Beautiful Soup: A Python Library for Web Scraping
Beautiful Soup is a Python library that simplifies the process of extracting data from HTML and XML documents. It's particularly useful for web scraping, making it easier to navigate, search, and modify a parse tree. This means you can efficiently pull the specific information you need from even poorly-structured websites.
Key Features
- Ease of Use: Beautiful Soup's intuitive API and Pythonic idioms make it easy to learn and use, even for those new to web scraping. It significantly reduces the amount of code required for common tasks.
- Cross-Platform Compatibility: It works seamlessly across different operating systems.
- Encoding Handling: Beautiful Soup automatically handles Unicode and UTF-8 encoding, minimizing the need to worry about character sets.
- Parser Support: It supports popular Python parsers like lxml and html5lib, offering flexibility in choosing parsing strategies.
- Versatile Parsing: It can parse various document types, including HTML, XML, and other markup languages.
- Robust Navigation: It provides simple methods for navigating the document's structure and extracting specific elements based on tags, attributes, or content.
Use Cases
Beautiful Soup is valuable for a wide range of applications, including:
- Data Extraction: Gathering data from websites for research, analysis, or monitoring.
- Web Scraping: Automating the process of collecting data from websites.
- Data Mining: Extracting valuable information from large datasets.
- Web Automation: Building automated web applications that interact with websites.

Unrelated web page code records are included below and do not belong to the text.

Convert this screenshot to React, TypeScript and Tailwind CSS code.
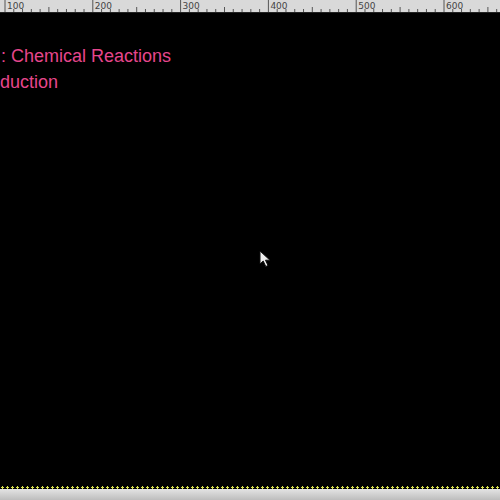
import React from 'react';

const RULER_START = 5;
const STEP = 87.8; // px per 100 units

const Ruler: React.FC = () => {
  const ticks = [];
  for (let i = -2; i < 60; i++) {
    const x = RULER_START + (STEP / 10) * i;
    if (x < 0 || x > 500) continue;
    const major = i % 10 === 0;
    const mid = !major && i % 5 === 0;
    const h = major ? 12 : mid ? 5 : 3;
    ticks.push(<line key={i} x1={x} x2={x} y1={12 - h} y2={12} stroke="#555" strokeWidth={1} />);
  }
  const labels = [100, 200, 300, 400, 500, 600];
  return (
    <div className="h-[13px] w-full bg-[#d9d9d9] border-b border-[#222]">
      <svg width="500" height="12" className="block">
        {ticks}
        {labels.map((l, k) => (
          <text
            key={l}
            x={RULER_START + STEP * k + 2}
            y={9}
            fontSize="9"
            fill="#444"
            fontFamily="'DejaVu Sans', sans-serif"
          >
            {l}
          </text>
        ))}
      </svg>
    </div>
  );
};

const Cursor: React.FC = () => (
  <svg className="absolute left-[259px] top-[237px]" width="13" height="18" viewBox="0 0 13 18">
    <path d="M1 1 L1 14 L4.2 11 L6.8 16.5 L9 15.5 L6.5 10.2 L11 10.2 Z" fill="#eee" stroke="#111" strokeWidth="1" strokeLinejoin="round" />
  </svg>
);

export default function App() {
  return (
    <div className="w-[500px] h-[500px] flex flex-col bg-black overflow-hidden">
      <Ruler />
      <div className="relative flex-1 bg-black">
        <div className="pt-[30px] text-[#e6468c] text-[18px] leading-[26px] font-['Liberation_Sans',sans-serif]">
          <div className="pl-[1px]">: Chemical Reactions</div>
          <div>duction</div>
        </div>
        <Cursor />
      </div>
      <div className="h-[3px] bg-black bg-[radial-gradient(circle,#d8e04a_1px,transparent_1.2px)] bg-[length:5px_3px]" />
      <div className="h-[11px] bg-gradient-to-b from-[#e4e4e4] to-[#bdbdbd]" />
    </div>
  );
}
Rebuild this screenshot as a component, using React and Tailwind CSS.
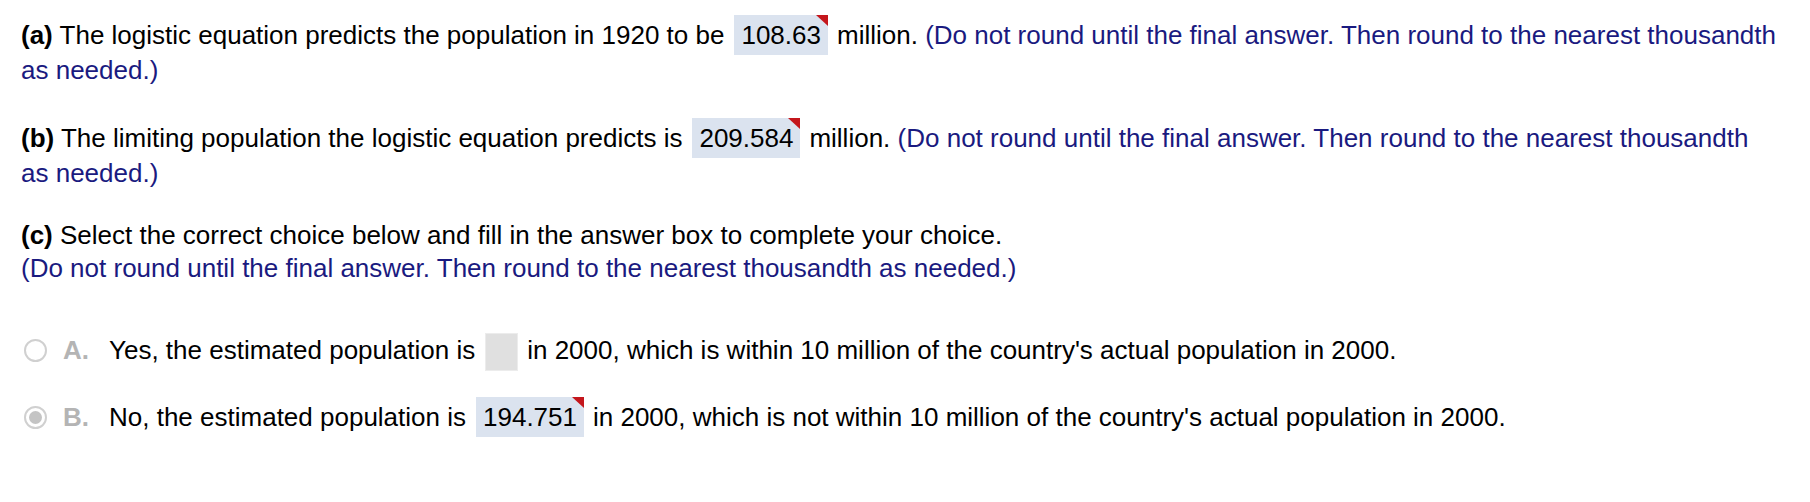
import React from "react";

function Answer({ value, empty }) {
  if (empty) {
    return (
      <span className="inline-block align-middle w-[33px] h-[38px] my-[-4px] ml-[10px] mr-[9px] bg-[#e0e0e0] border border-[#ececec]"></span>
    );
  }
  return (
    <span className="relative inline-block h-[40px] leading-[40px] my-[-3px] ml-[10px] mr-[9px] px-[7px] bg-[#dbe3ef] text-black">
      {value}
      <svg className="absolute top-0 right-0" width="12" height="11" viewBox="0 0 12 11">
        <polygon points="0,0 12,0 12,11" fill="#c4161c" />
      </svg>
    </span>
  );
}

function Radio({ checked }) {
  return (
    <span className="inline-flex items-center justify-center w-[23px] h-[23px] rounded-full border-2 border-[#d0d0d0] bg-white">
      {checked && <span className="block w-[13px] h-[13px] rounded-full bg-[#c4c4c4]"></span>}
    </span>
  );
}

export default function App() {
  return (
    <div
      className="w-[1810px] h-[502px] bg-white text-black text-[26px] pl-[21px] pt-[18px]"
      style={{ fontFamily: '"Liberation Sans", Arial, sans-serif' }}
    >
      <p className="leading-[35px]">
        <span className="font-bold">(a)</span> The logistic equation predicts the population in 1920 to be
        <Answer value="108.63" />
        million. <span className="text-[#1a1a80]">(Do not round until the final answer. Then round to the nearest thousandth</span>
        <br />
        <span className="text-[#1a1a80]">as needed.)</span>
      </p>
      <p className="leading-[35px] mt-[33px]">
        <span className="font-bold">(b)</span> The limiting population the logistic equation predicts is
        <Answer value="209.584" />
        million. <span className="text-[#1a1a80]">(Do not round until the final answer. Then round to the nearest thousandth</span>
        <br />
        <span className="text-[#1a1a80]">as needed.)</span>
      </p>
      <p className="leading-[33px] mt-[28px]">
        <span className="font-bold">(c)</span> Select the correct choice below and fill in the answer box to complete your choice.
        <br />
        <span className="text-[#1a1a80]">(Do not round until the final answer. Then round to the nearest thousandth as needed.)</span>
      </p>
      <div className="mt-[48px] flex flex-col gap-[33px]">
        <div className="flex items-center h-[34px]">
          <span className="ml-[3px] flex"><Radio /></span>
          <span className="ml-[16px] w-[46px] font-bold text-[#b4b4b4]">A.</span>
          <span className="leading-[34px]">
            Yes, the estimated population is
            <Answer empty />
            in 2000, which is within 10 million of the country's actual population in 2000.
          </span>
        </div>
        <div className="flex items-center h-[34px]">
          <span className="ml-[3px] flex"><Radio checked /></span>
          <span className="ml-[16px] w-[46px] font-bold text-[#b4b4b4]">B.</span>
          <span className="leading-[34px]">
            No, the estimated population is
            <Answer value="194.751" />
            in 2000, which is not within 10 million of the country's actual population in 2000.
          </span>
        </div>
      </div>
    </div>
  );
}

- Testing: Verifying the correctness of web pages.
Getting Started
Installing Beautiful Soup is straightforward using pip: pip install beautifulsoup4
Example
from bs4 import BeautifulSoup
html = """<h1>Example</h1><p>This is a paragraph.</p>"""
soup = BeautifulSoup(html, 'html.parser')
print(soup.h1.text) # Output: Example
print(soup.p.text) # Output: This is a paragraph.
Alternatives
While Beautiful Soup is a popular choice, other libraries offer similar functionalities, such as Scrapy and Selenium. The best choice depends on the specific project requirements and complexity.
Conclusion
Beautiful Soup is a powerful and versatile tool for web scraping and data extraction. Its ease of use, robust features, and wide community support make it a valuable asset for developers working with web data.